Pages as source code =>
Begin
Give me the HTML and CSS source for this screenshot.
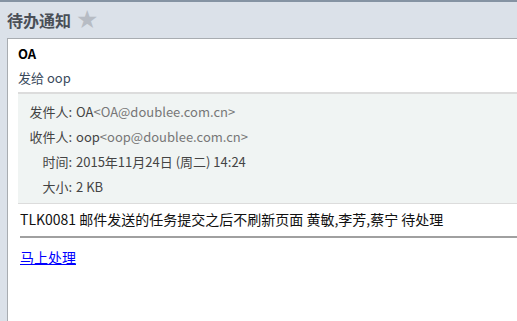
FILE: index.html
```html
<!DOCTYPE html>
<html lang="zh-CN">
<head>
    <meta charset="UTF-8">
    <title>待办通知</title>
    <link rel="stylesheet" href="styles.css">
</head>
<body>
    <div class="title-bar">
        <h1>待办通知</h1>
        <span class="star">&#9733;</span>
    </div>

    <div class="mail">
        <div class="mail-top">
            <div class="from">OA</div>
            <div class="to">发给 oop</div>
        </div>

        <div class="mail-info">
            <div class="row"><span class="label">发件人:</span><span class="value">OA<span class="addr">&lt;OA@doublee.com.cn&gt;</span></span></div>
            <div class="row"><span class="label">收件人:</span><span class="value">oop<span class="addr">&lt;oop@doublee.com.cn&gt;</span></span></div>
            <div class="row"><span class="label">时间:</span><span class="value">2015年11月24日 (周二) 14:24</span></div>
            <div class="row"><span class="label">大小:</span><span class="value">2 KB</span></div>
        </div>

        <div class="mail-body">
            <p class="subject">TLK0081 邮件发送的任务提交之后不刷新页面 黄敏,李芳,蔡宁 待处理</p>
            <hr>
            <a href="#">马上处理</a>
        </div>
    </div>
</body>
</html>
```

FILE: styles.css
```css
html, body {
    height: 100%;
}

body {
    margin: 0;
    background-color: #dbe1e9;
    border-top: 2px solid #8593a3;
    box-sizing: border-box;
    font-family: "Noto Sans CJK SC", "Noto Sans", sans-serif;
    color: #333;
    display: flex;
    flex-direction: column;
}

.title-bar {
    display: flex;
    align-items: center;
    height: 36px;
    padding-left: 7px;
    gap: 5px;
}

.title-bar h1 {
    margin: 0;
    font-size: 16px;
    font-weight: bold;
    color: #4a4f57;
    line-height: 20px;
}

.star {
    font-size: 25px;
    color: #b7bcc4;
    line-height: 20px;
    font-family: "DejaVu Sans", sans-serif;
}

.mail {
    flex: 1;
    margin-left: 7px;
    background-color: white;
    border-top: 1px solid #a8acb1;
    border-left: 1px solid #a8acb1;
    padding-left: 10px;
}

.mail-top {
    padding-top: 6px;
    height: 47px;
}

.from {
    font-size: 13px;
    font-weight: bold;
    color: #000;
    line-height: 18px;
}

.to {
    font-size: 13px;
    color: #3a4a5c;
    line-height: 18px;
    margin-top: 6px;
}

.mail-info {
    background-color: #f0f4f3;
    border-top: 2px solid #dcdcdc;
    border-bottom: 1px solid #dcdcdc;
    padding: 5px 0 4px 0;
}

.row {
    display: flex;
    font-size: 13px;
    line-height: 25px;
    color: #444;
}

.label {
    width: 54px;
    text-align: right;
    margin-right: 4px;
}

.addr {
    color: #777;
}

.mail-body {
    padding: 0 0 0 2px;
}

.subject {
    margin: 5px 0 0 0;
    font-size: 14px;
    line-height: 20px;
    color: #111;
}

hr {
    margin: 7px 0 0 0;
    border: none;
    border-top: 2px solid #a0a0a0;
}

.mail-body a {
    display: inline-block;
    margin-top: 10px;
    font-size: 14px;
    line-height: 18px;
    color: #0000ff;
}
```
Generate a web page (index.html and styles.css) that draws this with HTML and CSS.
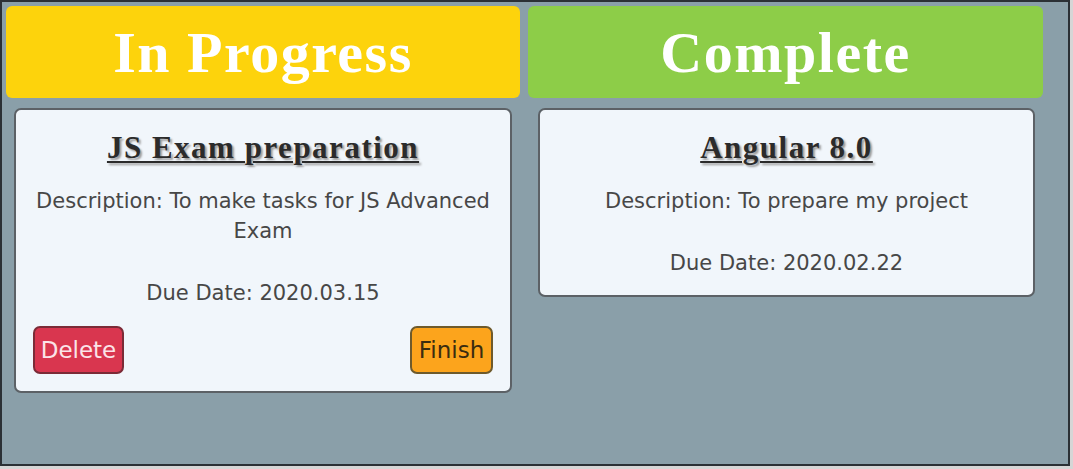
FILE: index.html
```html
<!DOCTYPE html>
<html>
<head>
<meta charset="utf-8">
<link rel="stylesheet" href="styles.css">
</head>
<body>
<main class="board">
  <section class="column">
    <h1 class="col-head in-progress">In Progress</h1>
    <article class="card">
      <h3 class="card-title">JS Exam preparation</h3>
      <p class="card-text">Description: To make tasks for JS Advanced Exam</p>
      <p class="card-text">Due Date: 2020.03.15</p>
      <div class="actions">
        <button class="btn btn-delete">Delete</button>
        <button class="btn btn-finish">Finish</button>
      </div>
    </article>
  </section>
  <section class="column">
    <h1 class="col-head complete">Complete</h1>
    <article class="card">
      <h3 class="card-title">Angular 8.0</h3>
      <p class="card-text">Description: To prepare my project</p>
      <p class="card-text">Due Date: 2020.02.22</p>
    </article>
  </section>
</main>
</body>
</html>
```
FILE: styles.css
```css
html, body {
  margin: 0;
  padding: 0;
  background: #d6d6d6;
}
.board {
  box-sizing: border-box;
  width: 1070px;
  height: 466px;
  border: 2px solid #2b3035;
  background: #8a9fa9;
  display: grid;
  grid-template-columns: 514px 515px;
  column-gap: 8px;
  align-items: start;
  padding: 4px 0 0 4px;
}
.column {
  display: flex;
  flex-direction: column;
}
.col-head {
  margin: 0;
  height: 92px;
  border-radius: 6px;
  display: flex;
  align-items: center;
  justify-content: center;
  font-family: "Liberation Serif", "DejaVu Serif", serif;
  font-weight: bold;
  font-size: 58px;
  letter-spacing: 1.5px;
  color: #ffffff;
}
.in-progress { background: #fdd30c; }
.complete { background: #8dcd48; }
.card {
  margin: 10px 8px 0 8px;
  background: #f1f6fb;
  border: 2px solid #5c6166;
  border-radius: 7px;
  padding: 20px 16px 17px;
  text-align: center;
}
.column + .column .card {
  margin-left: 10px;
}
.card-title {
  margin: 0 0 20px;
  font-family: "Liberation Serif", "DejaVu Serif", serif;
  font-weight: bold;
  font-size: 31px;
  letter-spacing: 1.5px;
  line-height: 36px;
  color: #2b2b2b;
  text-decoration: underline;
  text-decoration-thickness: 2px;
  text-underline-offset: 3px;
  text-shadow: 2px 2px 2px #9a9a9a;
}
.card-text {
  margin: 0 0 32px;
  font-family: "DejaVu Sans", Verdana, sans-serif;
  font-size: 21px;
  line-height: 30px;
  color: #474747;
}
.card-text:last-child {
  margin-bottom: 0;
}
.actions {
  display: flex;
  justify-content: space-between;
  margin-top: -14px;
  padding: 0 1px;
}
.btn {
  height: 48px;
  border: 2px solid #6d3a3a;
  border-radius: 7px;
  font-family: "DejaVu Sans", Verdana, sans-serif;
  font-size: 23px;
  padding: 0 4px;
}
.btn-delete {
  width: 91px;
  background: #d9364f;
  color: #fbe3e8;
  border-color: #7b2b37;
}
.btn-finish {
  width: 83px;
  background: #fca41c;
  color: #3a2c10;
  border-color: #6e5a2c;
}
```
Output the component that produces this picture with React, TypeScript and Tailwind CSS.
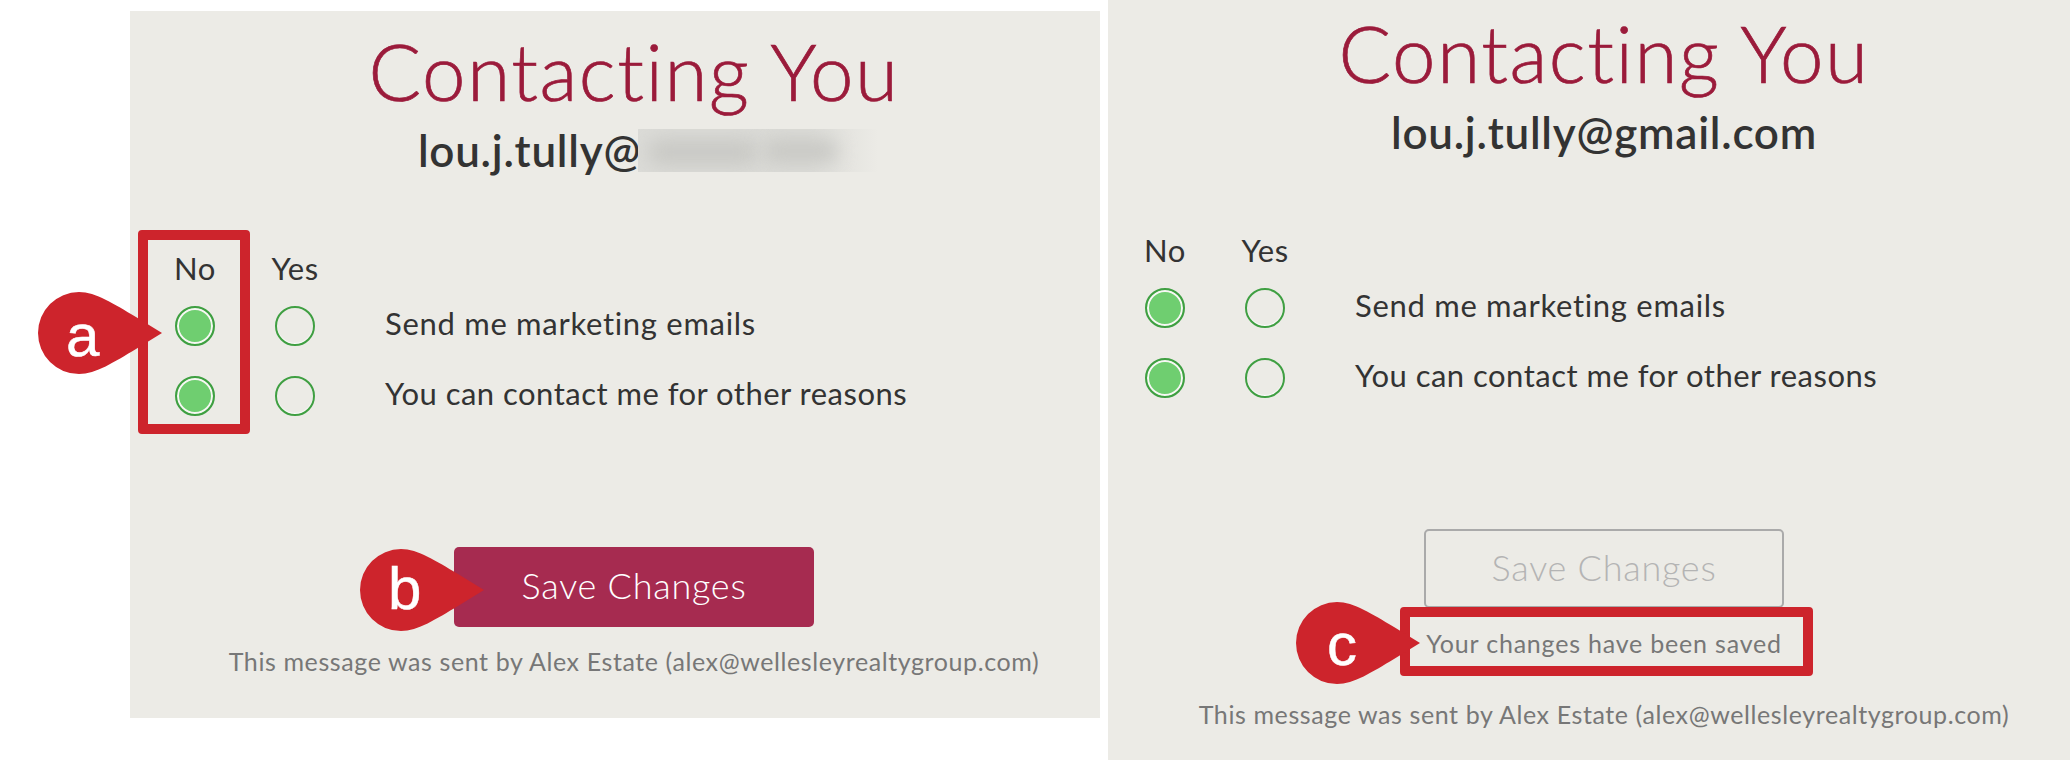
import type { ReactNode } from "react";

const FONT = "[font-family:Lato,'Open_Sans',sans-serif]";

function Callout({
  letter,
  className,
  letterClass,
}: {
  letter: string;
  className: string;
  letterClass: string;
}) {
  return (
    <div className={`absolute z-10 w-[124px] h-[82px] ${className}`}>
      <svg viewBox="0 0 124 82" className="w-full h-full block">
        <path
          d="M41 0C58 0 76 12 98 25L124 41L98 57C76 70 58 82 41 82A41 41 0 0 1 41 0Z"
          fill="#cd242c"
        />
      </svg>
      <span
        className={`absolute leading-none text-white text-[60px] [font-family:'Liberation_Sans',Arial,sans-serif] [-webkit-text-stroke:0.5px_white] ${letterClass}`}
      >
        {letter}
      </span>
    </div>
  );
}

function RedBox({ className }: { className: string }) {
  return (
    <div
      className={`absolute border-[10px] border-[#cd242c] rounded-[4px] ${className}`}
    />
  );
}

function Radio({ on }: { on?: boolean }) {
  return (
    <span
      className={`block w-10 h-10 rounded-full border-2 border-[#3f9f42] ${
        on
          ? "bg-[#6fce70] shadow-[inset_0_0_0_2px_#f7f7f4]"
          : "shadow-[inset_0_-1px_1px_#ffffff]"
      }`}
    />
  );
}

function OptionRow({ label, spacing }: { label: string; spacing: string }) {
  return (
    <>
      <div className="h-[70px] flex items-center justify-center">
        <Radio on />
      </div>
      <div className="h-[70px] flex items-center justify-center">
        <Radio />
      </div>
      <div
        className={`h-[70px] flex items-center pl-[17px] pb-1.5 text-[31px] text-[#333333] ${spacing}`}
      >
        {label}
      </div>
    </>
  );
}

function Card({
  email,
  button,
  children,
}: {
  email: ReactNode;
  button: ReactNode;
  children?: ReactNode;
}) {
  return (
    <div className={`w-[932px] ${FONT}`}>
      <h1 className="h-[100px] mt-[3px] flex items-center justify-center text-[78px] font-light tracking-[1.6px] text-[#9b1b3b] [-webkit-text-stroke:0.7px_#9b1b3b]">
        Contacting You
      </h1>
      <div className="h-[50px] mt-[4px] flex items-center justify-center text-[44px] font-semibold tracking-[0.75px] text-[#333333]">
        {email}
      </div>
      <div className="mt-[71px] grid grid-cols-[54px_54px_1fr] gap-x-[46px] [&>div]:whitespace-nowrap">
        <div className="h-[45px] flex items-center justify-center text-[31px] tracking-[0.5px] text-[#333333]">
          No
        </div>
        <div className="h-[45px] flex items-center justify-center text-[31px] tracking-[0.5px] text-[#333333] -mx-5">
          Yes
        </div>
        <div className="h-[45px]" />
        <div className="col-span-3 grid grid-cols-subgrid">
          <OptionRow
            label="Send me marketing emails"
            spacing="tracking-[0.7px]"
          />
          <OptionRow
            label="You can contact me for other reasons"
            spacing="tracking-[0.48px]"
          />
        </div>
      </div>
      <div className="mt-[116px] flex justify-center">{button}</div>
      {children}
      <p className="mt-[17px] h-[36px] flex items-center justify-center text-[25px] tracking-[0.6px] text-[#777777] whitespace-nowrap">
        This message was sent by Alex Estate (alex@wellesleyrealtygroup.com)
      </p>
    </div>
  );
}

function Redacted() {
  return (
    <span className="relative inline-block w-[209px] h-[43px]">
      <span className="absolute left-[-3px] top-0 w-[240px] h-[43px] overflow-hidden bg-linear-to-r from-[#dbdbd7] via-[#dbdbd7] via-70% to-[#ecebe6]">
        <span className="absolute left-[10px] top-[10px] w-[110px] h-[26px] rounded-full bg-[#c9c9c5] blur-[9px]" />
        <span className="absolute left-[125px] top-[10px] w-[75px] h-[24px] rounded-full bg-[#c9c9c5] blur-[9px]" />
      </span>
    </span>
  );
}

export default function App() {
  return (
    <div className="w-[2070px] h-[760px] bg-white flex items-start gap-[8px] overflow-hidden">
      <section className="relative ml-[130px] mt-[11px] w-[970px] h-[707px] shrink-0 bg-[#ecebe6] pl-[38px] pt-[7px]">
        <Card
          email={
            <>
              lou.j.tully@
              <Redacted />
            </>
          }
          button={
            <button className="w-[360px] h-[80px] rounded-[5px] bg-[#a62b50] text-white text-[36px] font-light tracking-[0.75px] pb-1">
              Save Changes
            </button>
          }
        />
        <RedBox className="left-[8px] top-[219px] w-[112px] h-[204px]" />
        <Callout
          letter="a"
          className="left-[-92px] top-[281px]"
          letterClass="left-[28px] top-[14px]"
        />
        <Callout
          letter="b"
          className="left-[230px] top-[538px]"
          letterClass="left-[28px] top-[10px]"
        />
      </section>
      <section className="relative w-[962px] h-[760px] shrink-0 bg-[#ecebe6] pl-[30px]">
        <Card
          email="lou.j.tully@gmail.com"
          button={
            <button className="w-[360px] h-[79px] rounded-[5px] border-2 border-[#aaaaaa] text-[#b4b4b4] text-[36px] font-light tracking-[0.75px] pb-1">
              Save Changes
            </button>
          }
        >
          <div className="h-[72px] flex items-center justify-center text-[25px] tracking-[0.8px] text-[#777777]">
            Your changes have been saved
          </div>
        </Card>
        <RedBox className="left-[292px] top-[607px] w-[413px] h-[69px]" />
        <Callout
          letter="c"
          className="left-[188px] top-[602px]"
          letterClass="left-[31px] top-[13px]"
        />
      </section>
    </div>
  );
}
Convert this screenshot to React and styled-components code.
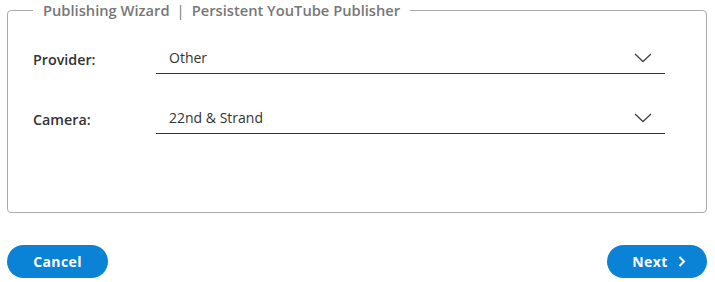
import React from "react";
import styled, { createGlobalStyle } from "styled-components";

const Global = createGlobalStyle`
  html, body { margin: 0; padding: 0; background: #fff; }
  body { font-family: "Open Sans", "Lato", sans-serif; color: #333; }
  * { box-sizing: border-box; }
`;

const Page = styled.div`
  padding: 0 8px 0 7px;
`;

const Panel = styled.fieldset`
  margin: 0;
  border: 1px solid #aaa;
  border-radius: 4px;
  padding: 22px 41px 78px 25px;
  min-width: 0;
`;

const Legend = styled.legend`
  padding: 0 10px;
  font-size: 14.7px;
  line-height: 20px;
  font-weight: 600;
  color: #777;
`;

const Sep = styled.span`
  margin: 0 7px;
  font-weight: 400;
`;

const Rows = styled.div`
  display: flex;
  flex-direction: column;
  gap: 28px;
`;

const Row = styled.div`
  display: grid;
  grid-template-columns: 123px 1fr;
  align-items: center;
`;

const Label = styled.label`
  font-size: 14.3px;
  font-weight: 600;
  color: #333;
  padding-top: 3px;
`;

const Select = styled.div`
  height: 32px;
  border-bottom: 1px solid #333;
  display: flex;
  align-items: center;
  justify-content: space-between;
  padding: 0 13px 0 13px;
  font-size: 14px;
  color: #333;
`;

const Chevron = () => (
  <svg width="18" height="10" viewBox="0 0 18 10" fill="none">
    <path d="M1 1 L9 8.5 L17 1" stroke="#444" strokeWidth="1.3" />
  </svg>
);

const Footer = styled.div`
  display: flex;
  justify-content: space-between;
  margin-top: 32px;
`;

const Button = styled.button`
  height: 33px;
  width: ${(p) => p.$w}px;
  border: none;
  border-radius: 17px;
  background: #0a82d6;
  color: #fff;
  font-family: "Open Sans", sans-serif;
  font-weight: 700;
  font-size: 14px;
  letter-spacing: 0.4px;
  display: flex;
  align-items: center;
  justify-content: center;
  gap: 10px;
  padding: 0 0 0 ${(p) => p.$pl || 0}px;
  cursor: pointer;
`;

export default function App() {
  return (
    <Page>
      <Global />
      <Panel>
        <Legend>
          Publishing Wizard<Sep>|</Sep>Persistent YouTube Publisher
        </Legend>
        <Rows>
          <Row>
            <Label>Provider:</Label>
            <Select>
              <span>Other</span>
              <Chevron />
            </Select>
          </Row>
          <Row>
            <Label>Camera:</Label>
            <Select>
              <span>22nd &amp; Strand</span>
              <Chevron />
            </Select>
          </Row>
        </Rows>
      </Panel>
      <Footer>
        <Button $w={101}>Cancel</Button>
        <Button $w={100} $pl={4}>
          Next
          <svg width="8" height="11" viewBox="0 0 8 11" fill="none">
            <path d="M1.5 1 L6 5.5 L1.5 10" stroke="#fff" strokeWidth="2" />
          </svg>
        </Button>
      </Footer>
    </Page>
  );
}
End
The task => How many lines in these entries contain the string "components"? State the number and nothing more.

Output for this task => 2